# [Directions]
All of the material below is to be restated word for word, apart from the pictures.

[start]

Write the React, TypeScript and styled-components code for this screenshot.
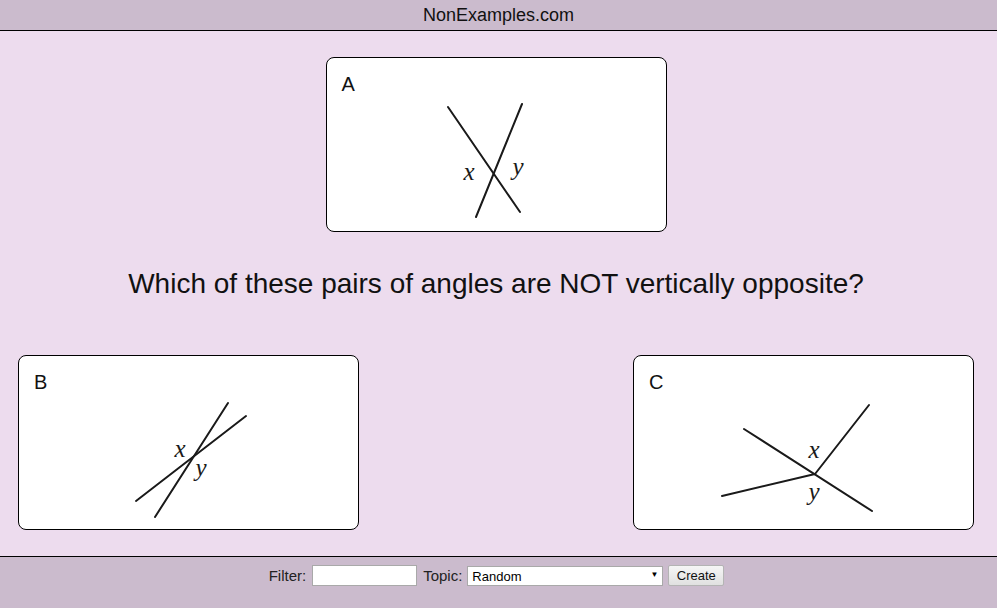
import styled, { createGlobalStyle } from "styled-components";

type Line = [number, number, number, number];
type Label = { text: string; x: number; y: number };
type Figure = { letter: string; lines: Line[]; labels: Label[] };

const figA: Figure = {
  letter: "A",
  lines: [
    [121, 49, 193, 154],
    [195, 46, 149, 159],
  ],
  labels: [
    { text: "x", x: 142, y: 122 },
    { text: "y", x: 191, y: 117 },
  ],
};

const figB: Figure = {
  letter: "B",
  lines: [
    [117, 145, 227, 60],
    [136, 161, 209, 47],
  ],
  labels: [
    { text: "x", x: 161, y: 101 },
    { text: "y", x: 182, y: 120 },
  ],
};

const figC: Figure = {
  letter: "C",
  lines: [
    [110, 73, 238, 155],
    [88, 140, 181, 118],
    [181, 118, 235, 49],
  ],
  labels: [
    { text: "x", x: 180, y: 102 },
    { text: "y", x: 180, y: 144 },
  ],
};

const GlobalStyle = createGlobalStyle`
  html, body {
    margin: 0;
    padding: 0;
    height: 100%;
  }
  body {
    font-family: "Liberation Sans", Arial, sans-serif;
    background: #eddcee;
  }
  #root {
    min-height: 100%;
  }
`;

const Page = styled.div`
  display: flex;
  flex-direction: column;
  height: 608px;
  background: #eddcee;
`;

const Header = styled.header`
  height: 30px;
  line-height: 30px;
  text-align: center;
  font-size: 18px;
  color: #111;
  background: #cbbbcd;
  border-bottom: 1px solid #000;
`;

const Main = styled.main`
  flex: 1;
  display: flex;
  flex-direction: column;
  padding: 26px 23px 0 18px;
`;

const TopRow = styled.div`
  display: flex;
  justify-content: center;
`;

const BottomRow = styled.div`
  display: flex;
  justify-content: space-between;
`;

const Question = styled.h1`
  margin: 37px 0 56px;
  height: 30px;
  line-height: 30px;
  text-align: center;
  font-size: 28px;
  font-weight: normal;
  color: #111;
`;

const Card = styled.div`
  box-sizing: border-box;
  width: 341px;
  height: 175px;
  background: #fff;
  border: 1px solid #000;
  border-radius: 8px;
  display: grid;
  overflow: hidden;
`;

const Letter = styled.span`
  grid-area: 1 / 1;
  align-self: start;
  justify-self: start;
  margin: 16px 0 0 15px;
  font-size: 20px;
  line-height: 20px;
  color: #111;
`;

const Drawing = styled.svg`
  grid-area: 1 / 1;
  width: 339px;
  height: 173px;
`;

const Footer = styled.footer`
  height: 52px;
  background: #cbbbcd;
  border-top: 1px solid #000;
  display: flex;
  justify-content: center;
  align-items: flex-start;
  padding: 8px 4px 0 0;
  box-sizing: border-box;
  font-size: 15px;
  color: #222;
  gap: 5px;
`;

const FieldLabel = styled.label`
  line-height: 22px;
`;

const TextInput = styled.input`
  box-sizing: border-box;
  width: 105px;
  height: 21px;
  border: 1px solid #a9a9a9;
  background: #fff;
  padding: 1px 2px;
  margin: 0 1px 0 1px;
`;

const SelectWrap = styled.div`
  position: relative;
  margin-top: 1px;
`;

const Select = styled.select`
  box-sizing: border-box;
  display: block;
  width: 196px;
  height: 20px;
  border: 1px solid #a9a9a9;
  background: #fff;
  appearance: none;
  font-family: "Liberation Sans", Arial, sans-serif;
  font-size: 13px;
  color: #000;
  padding: 0 4px;
`;

const Arrow = styled.span`
  position: absolute;
  right: 5px;
  top: 4px;
  font-size: 8px;
  line-height: 10px;
  color: #000;
  pointer-events: none;
`;

const Button = styled.button`
  box-sizing: border-box;
  height: 21px;
  width: 56px;
  border: 1px solid #b4b4b4;
  border-radius: 2px;
  background: linear-gradient(#f6f6f6, #e0e0e0);
  font-family: "Liberation Sans", Arial, sans-serif;
  font-size: 13px;
  color: #111;
  padding: 0 6px;
`;

const FigureCard = ({ fig }: { fig: Figure }) => (
  <Card>
    <Drawing viewBox="0 0 339 173">
      {fig.lines.map(([x1, y1, x2, y2], i) => (
        <line
          key={i}
          x1={x1}
          y1={y1}
          x2={x2}
          y2={y2}
          stroke="#1a1a1a"
          strokeWidth={2}
          strokeLinecap="round"
        />
      ))}
      {fig.labels.map((l) => (
        <text
          key={l.text}
          x={l.x}
          y={l.y}
          textAnchor="middle"
          fontFamily='"Liberation Serif", "Times New Roman", serif'
          fontStyle="italic"
          fontSize={25}
          fill="#1a1a1a"
        >
          {l.text}
        </text>
      ))}
    </Drawing>
    <Letter>{fig.letter}</Letter>
  </Card>
);

export default function App() {
  return (
    <Page>
      <GlobalStyle />
      <Header>NonExamples.com</Header>
      <Main>
        <TopRow>
          <FigureCard fig={figA} />
        </TopRow>
        <Question>Which of these pairs of angles are NOT vertically opposite?</Question>
        <BottomRow>
          <FigureCard fig={figB} />
          <FigureCard fig={figC} />
        </BottomRow>
      </Main>
      <Footer>
        <FieldLabel htmlFor="filter">Filter:</FieldLabel>
        <TextInput id="filter" type="text" />
        <FieldLabel htmlFor="topic">Topic:</FieldLabel>
        <SelectWrap>
          <Select id="topic" defaultValue="Random">
            <option>Random</option>
          </Select>
          <Arrow>▼</Arrow>
        </SelectWrap>
        <Button>Create</Button>
      </Footer>
    </Page>
  );
}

[end]

# [Result of this task]
Write the React, TypeScript and styled-components code for this screenshot.
import styled, { createGlobalStyle } from "styled-components";

type Line = [number, number, number, number];
type Label = { text: string; x: number; y: number };
type Figure = { letter: string; lines: Line[]; labels: Label[] };

const figA: Figure = {
  letter: "A",
  lines: [
    [121, 49, 193, 154],
    [195, 46, 149, 159],
  ],
  labels: [
    { text: "x", x: 142, y: 122 },
    { text: "y", x: 191, y: 117 },
  ],
};

const figB: Figure = {
  letter: "B",
  lines: [
    [117, 145, 227, 60],
    [136, 161, 209, 47],
  ],
  labels: [
    { text: "x", x: 161, y: 101 },
    { text: "y", x: 182, y: 120 },
  ],
};

const figC: Figure = {
  letter: "C",
  lines: [
    [110, 73, 238, 155],
    [88, 140, 181, 118],
    [181, 118, 235, 49],
  ],
  labels: [
    { text: "x", x: 180, y: 102 },
    { text: "y", x: 180, y: 144 },
  ],
};

const GlobalStyle = createGlobalStyle`
  html, body {
    margin: 0;
    padding: 0;
    height: 100%;
  }
  body {
    font-family: "Liberation Sans", Arial, sans-serif;
    background: #eddcee;
  }
  #root {
    min-height: 100%;
  }
`;

const Page = styled.div`
  display: flex;
  flex-direction: column;
  height: 608px;
  background: #eddcee;
`;

const Header = styled.header`
  height: 30px;
  line-height: 30px;
  text-align: center;
  font-size: 18px;
  color: #111;
  background: #cbbbcd;
  border-bottom: 1px solid #000;
`;

const Main = styled.main`
  flex: 1;
  display: flex;
  flex-direction: column;
  padding: 26px 23px 0 18px;
`;

const TopRow = styled.div`
  display: flex;
  justify-content: center;
`;

const BottomRow = styled.div`
  display: flex;
  justify-content: space-between;
`;

const Question = styled.h1`
  margin: 37px 0 56px;
  height: 30px;
  line-height: 30px;
  text-align: center;
  font-size: 28px;
  font-weight: normal;
  color: #111;
`;

const Card = styled.div`
  box-sizing: border-box;
  width: 341px;
  height: 175px;
  background: #fff;
  border: 1px solid #000;
  border-radius: 8px;
  display: grid;
  overflow: hidden;
`;

const Letter = styled.span`
  grid-area: 1 / 1;
  align-self: start;
  justify-self: start;
  margin: 16px 0 0 15px;
  font-size: 20px;
  line-height: 20px;
  color: #111;
`;

const Drawing = styled.svg`
  grid-area: 1 / 1;
  width: 339px;
  height: 173px;
`;

const Footer = styled.footer`
  height: 52px;
  background: #cbbbcd;
  border-top: 1px solid #000;
  display: flex;
  justify-content: center;
  align-items: flex-start;
  padding: 8px 4px 0 0;
  box-sizing: border-box;
  font-size: 15px;
  color: #222;
  gap: 5px;
`;

const FieldLabel = styled.label`
  line-height: 22px;
`;

const TextInput = styled.input`
  box-sizing: border-box;
  width: 105px;
  height: 21px;
  border: 1px solid #a9a9a9;
  background: #fff;
  padding: 1px 2px;
  margin: 0 1px 0 1px;
`;

const SelectWrap = styled.div`
  position: relative;
  margin-top: 1px;
`;

const Select = styled.select`
  box-sizing: border-box;
  display: block;
  width: 196px;
  height: 20px;
  border: 1px solid #a9a9a9;
  background: #fff;
  appearance: none;
  font-family: "Liberation Sans", Arial, sans-serif;
  font-size: 13px;
  color: #000;
  padding: 0 4px;
`;

const Arrow = styled.span`
  position: absolute;
  right: 5px;
  top: 4px;
  font-size: 8px;
  line-height: 10px;
  color: #000;
  pointer-events: none;
`;

const Button = styled.button`
  box-sizing: border-box;
  height: 21px;
  width: 56px;
  border: 1px solid #b4b4b4;
  border-radius: 2px;
  background: linear-gradient(#f6f6f6, #e0e0e0);
  font-family: "Liberation Sans", Arial, sans-serif;
  font-size: 13px;
  color: #111;
  padding: 0 6px;
`;

const FigureCard = ({ fig }: { fig: Figure }) => (
  <Card>
    <Drawing viewBox="0 0 339 173">
      {fig.lines.map(([x1, y1, x2, y2], i) => (
        <line
          key={i}
          x1={x1}
          y1={y1}
          x2={x2}
          y2={y2}
          stroke="#1a1a1a"
          strokeWidth={2}
          strokeLinecap="round"
        />
      ))}
      {fig.labels.map((l) => (
        <text
          key={l.text}
          x={l.x}
          y={l.y}
          textAnchor="middle"
          fontFamily='"Liberation Serif", "Times New Roman", serif'
          fontStyle="italic"
          fontSize={25}
          fill="#1a1a1a"
        >
          {l.text}
        </text>
      ))}
    </Drawing>
    <Letter>{fig.letter}</Letter>
  </Card>
);

export default function App() {
  return (
    <Page>
      <GlobalStyle />
      <Header>NonExamples.com</Header>
      <Main>
        <TopRow>
          <FigureCard fig={figA} />
        </TopRow>
        <Question>Which of these pairs of angles are NOT vertically opposite?</Question>
        <BottomRow>
          <FigureCard fig={figB} />
          <FigureCard fig={figC} />
        </BottomRow>
      </Main>
      <Footer>
        <FieldLabel htmlFor="filter">Filter:</FieldLabel>
        <TextInput id="filter" type="text" />
        <FieldLabel htmlFor="topic">Topic:</FieldLabel>
        <SelectWrap>
          <Select id="topic" defaultValue="Random">
            <option>Random</option>
          </Select>
          <Arrow>▼</Arrow>
        </SelectWrap>
        <Button>Create</Button>
      </Footer>
    </Page>
  );
}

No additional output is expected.